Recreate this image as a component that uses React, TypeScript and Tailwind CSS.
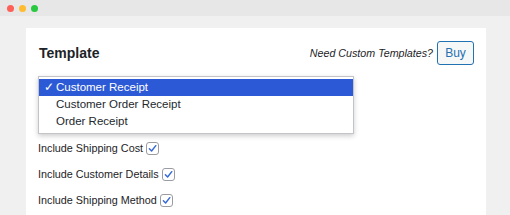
import React from "react";

function Check() {
  return (
    <span className="inline-flex items-center justify-center w-[13px] h-[13px] rounded-[3px] border border-[#9a9ca1] bg-white ml-[3px]">
      <svg width="11" height="11" viewBox="0 0 12 12">
        <path d="M2.6 6.3 L5 8.7 L9.6 2.9" fill="none" stroke="#3669d6" strokeWidth="1.6" strokeLinecap="round" strokeLinejoin="round" />
      </svg>
    </span>
  );
}

export default function App() {
  const font = { fontFamily: '"Liberation Sans", Arial, sans-serif' };
  return (
    <div className="w-[510px] h-[215px] bg-[#f0f0f1] overflow-hidden flex flex-col" style={font}>
      <div className="h-[16px] bg-[#e7e7e7] flex items-center gap-[5px] pl-[7px] shrink-0">
        <span className="w-[7px] h-[7px] rounded-full bg-[#fe5f57]" />
        <span className="w-[7px] h-[7px] rounded-full bg-[#febc2e]" />
        <span className="w-[7px] h-[7px] rounded-full bg-[#28c840]" />
      </div>
      <div className="flex-1 pt-[12px] pl-[26px] pr-[24px]">
        <div className="bg-white h-full pl-[12px] pr-[12px] pt-[13px]">
          <div className="flex items-center justify-between h-[24px]">
            <div className="text-[14px] font-bold text-[#1d2327] pl-[1px]">Template</div>
            <div className="flex items-center gap-[4px]">
              <span className="text-[10.7px] italic text-[#1d2327]">Need Custom Templates?</span>
              <button className="h-[24px] w-[37px] text-[12px] text-[#2271b1] border border-[#2271b1] rounded-[3px] bg-[#f6f7f7]">Buy</button>
            </div>
          </div>
          <div className="mt-[11px] w-[316px] border border-[#c3c4c7] shadow-[0_2px_5px_rgba(0,0,0,0.2)] bg-white pt-[2px] pb-[3px] text-[11.5px] text-[#23282d]">
            <div className="h-[17px] bg-[#2c5ad6] text-white flex items-center pl-[5px]">
              <span className="w-[12px]">✓</span>Customer Receipt
            </div>
            <div className="h-[17px] flex items-center pl-[17px]">Customer Order Receipt</div>
            <div className="h-[17px] flex items-center pl-[17px]">Order Receipt</div>
          </div>
          <div className="mt-[7px] flex flex-col gap-[11px] text-[10.8px] text-[#1d2327]">
            <div className="flex items-center h-[15px]">Include Shipping Cost<Check /></div>
            <div className="flex items-center h-[15px]">Include Customer Details<Check /></div>
            <div className="flex items-center h-[15px]">Include Shipping Method<Check /></div>
          </div>
        </div>
      </div>
    </div>
  );
}
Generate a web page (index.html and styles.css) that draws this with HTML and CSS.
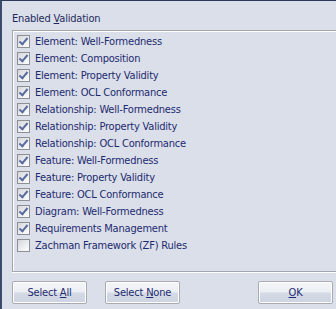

◇ ◇ ◇ ◇ ◇

YOUR TASK: In your copy, repeat each record exactly and include no pictures.

PROBLEM SOLUTION:
Recreate this image as a component that uses React, TypeScript and Tailwind CSS.
import React from "react";

function Check() {
  return (
    <span className="inline-flex items-center justify-center w-[13px] h-[13px] rounded-[3px] border border-[#9a9ca1] bg-white ml-[3px]">
      <svg width="11" height="11" viewBox="0 0 12 12">
        <path d="M2.6 6.3 L5 8.7 L9.6 2.9" fill="none" stroke="#3669d6" strokeWidth="1.6" strokeLinecap="round" strokeLinejoin="round" />
      </svg>
    </span>
  );
}

export default function App() {
  const font = { fontFamily: '"Liberation Sans", Arial, sans-serif' };
  return (
    <div className="w-[510px] h-[215px] bg-[#f0f0f1] overflow-hidden flex flex-col" style={font}>
      <div className="h-[16px] bg-[#e7e7e7] flex items-center gap-[5px] pl-[7px] shrink-0">
        <span className="w-[7px] h-[7px] rounded-full bg-[#fe5f57]" />
        <span className="w-[7px] h-[7px] rounded-full bg-[#febc2e]" />
        <span className="w-[7px] h-[7px] rounded-full bg-[#28c840]" />
      </div>
      <div className="flex-1 pt-[12px] pl-[26px] pr-[24px]">
        <div className="bg-white h-full pl-[12px] pr-[12px] pt-[13px]">
          <div className="flex items-center justify-between h-[24px]">
            <div className="text-[14px] font-bold text-[#1d2327] pl-[1px]">Template</div>
            <div className="flex items-center gap-[4px]">
              <span className="text-[10.7px] italic text-[#1d2327]">Need Custom Templates?</span>
              <button className="h-[24px] w-[37px] text-[12px] text-[#2271b1] border border-[#2271b1] rounded-[3px] bg-[#f6f7f7]">Buy</button>
            </div>
          </div>
          <div className="mt-[11px] w-[316px] border border-[#c3c4c7] shadow-[0_2px_5px_rgba(0,0,0,0.2)] bg-white pt-[2px] pb-[3px] text-[11.5px] text-[#23282d]">
            <div className="h-[17px] bg-[#2c5ad6] text-white flex items-center pl-[5px]">
              <span className="w-[12px]">✓</span>Customer Receipt
            </div>
            <div className="h-[17px] flex items-center pl-[17px]">Customer Order Receipt</div>
            <div className="h-[17px] flex items-center pl-[17px]">Order Receipt</div>
          </div>
          <div className="mt-[7px] flex flex-col gap-[11px] text-[10.8px] text-[#1d2327]">
            <div className="flex items-center h-[15px]">Include Shipping Cost<Check /></div>
            <div className="flex items-center h-[15px]">Include Customer Details<Check /></div>
            <div className="flex items-center h-[15px]">Include Shipping Method<Check /></div>
          </div>
        </div>
      </div>
    </div>
  );
}
Generate a web page (index.html and styles.css) that draws this with HTML and CSS.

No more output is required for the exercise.